A confirmed or unconfirmed Letter of Credit can be leveraged as a tool for trade finance and working capital management. Once the seller holds an LC, they hold a bank-backed promise of payment, which is a valuable and highly liquid asset. This asset can be used to secure immediate cash flow before the goods are even shipped.
One common financing technique is discounting, where the seller sells the right to future payment under the LC to a negotiating bank. The bank provides the seller with immediate cash, minus a discount fee and interest rate. This process allows the seller to replenish raw material inventory or pay down short-term debt without waiting for the actual LC maturity.
The LC can be used as collateral for a back-to-back credit. A seller may use the confirmed LC received from their buyer to issue a second, smaller LC to their own supplier. This structure ensures the upstream supplier is also guaranteed payment, facilitating the entire supply chain without requiring the seller to front the initial capital.
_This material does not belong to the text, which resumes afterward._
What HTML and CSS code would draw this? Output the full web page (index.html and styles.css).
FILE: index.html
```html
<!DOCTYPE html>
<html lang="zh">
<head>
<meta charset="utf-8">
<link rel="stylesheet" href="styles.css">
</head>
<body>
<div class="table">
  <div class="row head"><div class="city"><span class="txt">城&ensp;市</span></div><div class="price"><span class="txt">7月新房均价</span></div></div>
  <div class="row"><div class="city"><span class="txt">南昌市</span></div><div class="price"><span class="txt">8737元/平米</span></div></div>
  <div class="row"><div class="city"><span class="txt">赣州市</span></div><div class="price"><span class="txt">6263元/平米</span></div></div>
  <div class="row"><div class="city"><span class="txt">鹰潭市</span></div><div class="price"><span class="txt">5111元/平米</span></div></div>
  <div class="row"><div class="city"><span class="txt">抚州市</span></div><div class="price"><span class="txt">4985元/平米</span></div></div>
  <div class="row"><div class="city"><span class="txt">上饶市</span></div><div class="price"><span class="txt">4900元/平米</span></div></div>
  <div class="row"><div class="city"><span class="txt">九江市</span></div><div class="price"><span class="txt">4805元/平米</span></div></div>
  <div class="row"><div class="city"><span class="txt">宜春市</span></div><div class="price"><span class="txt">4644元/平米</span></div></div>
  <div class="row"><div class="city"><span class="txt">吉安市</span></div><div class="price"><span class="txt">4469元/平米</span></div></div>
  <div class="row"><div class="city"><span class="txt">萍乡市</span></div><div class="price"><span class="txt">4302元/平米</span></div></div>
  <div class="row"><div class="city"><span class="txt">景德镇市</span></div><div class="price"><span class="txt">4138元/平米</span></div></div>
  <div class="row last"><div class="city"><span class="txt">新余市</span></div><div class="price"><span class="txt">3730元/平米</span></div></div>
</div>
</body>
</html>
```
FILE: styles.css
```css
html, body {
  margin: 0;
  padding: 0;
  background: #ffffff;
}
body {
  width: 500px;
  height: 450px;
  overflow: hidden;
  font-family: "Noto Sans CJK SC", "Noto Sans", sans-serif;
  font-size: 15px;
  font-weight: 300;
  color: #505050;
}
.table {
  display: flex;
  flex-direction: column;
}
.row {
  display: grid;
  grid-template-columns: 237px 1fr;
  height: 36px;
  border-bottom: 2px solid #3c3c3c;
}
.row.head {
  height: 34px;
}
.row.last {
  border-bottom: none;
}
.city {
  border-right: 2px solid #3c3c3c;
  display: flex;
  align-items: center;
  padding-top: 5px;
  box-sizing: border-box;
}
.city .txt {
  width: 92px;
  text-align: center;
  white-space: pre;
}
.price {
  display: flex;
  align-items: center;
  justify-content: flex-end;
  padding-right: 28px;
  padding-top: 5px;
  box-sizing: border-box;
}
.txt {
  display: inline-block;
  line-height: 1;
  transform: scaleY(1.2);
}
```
Assignment of proceeds is another financing mechanism, simpler and less formal than discounting. Under this agreement, the seller directs the paying bank to remit a portion of the LC proceeds directly to a third party, such as a supplier or a factor. This allows the seller to fulfill their obligations to their own creditors using the security provided by the incoming LC.
The certainty of payment offered by an LC lowers the perceived risk for lenders. This reduced risk translates into more favorable borrowing terms, including lower interest rates and higher loan-to-value ratios. The LC transforms a commercial receivable into a bank receivable, optimizing the seller’s balance sheet.